Stored data entries
_____

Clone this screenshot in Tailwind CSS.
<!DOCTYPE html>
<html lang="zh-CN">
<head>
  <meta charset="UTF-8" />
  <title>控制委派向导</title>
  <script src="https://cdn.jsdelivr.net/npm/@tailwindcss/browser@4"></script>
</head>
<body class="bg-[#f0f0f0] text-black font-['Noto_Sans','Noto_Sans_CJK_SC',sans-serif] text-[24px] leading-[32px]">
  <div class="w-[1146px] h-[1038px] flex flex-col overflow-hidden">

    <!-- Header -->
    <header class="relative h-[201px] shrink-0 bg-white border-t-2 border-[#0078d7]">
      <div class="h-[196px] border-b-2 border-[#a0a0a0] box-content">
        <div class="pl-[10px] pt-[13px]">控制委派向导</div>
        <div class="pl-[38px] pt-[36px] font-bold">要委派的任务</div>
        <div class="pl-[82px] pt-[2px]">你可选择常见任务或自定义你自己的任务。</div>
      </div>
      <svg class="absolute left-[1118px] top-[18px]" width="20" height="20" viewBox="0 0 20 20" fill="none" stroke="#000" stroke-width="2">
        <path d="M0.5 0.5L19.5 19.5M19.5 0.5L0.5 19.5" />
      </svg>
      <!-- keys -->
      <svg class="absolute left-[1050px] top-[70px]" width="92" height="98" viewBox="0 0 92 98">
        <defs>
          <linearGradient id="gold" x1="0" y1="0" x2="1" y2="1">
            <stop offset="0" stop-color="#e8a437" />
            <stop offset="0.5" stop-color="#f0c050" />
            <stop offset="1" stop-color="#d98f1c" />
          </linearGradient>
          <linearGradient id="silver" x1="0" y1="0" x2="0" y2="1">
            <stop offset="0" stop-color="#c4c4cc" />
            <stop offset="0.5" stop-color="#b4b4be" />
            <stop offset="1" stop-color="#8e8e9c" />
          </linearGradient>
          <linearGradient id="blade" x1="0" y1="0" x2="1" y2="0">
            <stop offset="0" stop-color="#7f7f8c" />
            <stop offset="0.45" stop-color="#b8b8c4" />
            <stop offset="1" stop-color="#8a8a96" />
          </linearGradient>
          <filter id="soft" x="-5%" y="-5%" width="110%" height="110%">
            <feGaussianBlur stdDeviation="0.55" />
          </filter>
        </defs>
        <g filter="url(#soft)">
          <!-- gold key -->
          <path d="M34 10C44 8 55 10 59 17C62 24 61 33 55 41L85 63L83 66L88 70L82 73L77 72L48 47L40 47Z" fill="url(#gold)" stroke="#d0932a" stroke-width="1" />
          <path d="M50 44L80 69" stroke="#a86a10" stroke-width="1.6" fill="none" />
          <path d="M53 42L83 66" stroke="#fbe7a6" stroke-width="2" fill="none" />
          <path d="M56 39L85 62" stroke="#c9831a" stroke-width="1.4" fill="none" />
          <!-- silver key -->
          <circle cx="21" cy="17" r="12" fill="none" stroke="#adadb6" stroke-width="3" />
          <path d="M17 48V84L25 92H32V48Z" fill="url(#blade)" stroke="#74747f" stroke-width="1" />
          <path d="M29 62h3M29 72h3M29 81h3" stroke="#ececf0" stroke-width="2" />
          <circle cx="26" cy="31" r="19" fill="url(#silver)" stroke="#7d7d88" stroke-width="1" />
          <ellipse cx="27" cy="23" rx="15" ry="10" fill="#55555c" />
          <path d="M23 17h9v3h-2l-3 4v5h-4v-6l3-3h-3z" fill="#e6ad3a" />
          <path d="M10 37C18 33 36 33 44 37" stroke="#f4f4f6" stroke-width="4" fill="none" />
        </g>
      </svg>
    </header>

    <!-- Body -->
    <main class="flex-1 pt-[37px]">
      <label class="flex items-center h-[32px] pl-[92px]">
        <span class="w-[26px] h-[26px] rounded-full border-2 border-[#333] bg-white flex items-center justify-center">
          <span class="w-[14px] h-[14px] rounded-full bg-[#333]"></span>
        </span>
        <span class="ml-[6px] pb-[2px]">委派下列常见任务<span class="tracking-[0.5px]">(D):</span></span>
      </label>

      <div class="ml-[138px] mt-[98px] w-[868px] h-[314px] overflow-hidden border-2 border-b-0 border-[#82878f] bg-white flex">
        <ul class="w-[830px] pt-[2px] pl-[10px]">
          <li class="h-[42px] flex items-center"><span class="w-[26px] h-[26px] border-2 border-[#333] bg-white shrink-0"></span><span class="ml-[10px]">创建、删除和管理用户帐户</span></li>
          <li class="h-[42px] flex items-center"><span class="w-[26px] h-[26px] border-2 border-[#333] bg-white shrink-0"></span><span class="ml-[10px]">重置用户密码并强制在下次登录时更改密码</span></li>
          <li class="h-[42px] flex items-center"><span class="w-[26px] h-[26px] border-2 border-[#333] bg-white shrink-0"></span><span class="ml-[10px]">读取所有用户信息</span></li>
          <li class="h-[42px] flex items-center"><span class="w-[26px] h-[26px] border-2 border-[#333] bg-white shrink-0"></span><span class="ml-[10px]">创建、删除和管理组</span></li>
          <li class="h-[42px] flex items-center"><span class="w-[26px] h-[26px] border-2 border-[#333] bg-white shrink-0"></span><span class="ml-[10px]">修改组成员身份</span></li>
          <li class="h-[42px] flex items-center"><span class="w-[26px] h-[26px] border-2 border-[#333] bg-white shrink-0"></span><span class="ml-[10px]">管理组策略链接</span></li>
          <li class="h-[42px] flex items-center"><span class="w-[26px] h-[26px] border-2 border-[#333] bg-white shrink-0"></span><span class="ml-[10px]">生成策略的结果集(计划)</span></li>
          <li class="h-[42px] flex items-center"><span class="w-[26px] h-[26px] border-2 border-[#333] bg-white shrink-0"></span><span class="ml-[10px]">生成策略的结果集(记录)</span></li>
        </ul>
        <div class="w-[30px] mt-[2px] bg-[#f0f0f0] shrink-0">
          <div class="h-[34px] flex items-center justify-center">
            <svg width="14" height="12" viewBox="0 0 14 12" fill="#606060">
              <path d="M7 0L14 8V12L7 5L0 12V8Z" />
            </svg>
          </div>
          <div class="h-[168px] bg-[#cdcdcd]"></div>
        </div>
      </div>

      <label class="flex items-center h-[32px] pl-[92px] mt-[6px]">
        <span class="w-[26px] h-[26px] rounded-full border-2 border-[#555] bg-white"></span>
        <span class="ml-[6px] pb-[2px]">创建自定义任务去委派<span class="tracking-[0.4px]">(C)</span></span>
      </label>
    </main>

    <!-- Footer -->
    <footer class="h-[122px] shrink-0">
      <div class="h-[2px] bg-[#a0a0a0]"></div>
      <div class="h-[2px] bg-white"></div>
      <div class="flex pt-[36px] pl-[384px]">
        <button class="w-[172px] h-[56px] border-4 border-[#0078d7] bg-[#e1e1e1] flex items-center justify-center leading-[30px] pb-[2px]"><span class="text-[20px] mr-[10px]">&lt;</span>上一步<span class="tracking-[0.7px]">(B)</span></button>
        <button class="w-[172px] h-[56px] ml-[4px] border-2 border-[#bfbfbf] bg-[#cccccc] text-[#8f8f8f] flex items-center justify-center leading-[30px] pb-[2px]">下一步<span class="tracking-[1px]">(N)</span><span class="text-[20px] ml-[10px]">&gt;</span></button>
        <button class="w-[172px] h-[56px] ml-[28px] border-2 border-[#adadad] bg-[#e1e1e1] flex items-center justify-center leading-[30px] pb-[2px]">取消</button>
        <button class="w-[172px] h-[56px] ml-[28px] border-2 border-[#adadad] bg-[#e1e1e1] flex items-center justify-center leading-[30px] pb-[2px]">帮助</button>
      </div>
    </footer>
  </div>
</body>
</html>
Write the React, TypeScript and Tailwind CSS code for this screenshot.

_____

Task objective
Please give an exact restatement of only the lines from the beginning of the material above to the line with "h-[1038px] flex flex-col", inclusive.

Final answer
Clone this screenshot in Tailwind CSS.
<!DOCTYPE html>
<html lang="zh-CN">
<head>
  <meta charset="UTF-8" />
  <title>控制委派向导</title>
  <script src="https://cdn.jsdelivr.net/npm/@tailwindcss/browser@4"></script>
</head>
<body class="bg-[#f0f0f0] text-black font-['Noto_Sans','Noto_Sans_CJK_SC',sans-serif] text-[24px] leading-[32px]">
  <div class="w-[1146px] h-[1038px] flex flex-col overflow-hidden">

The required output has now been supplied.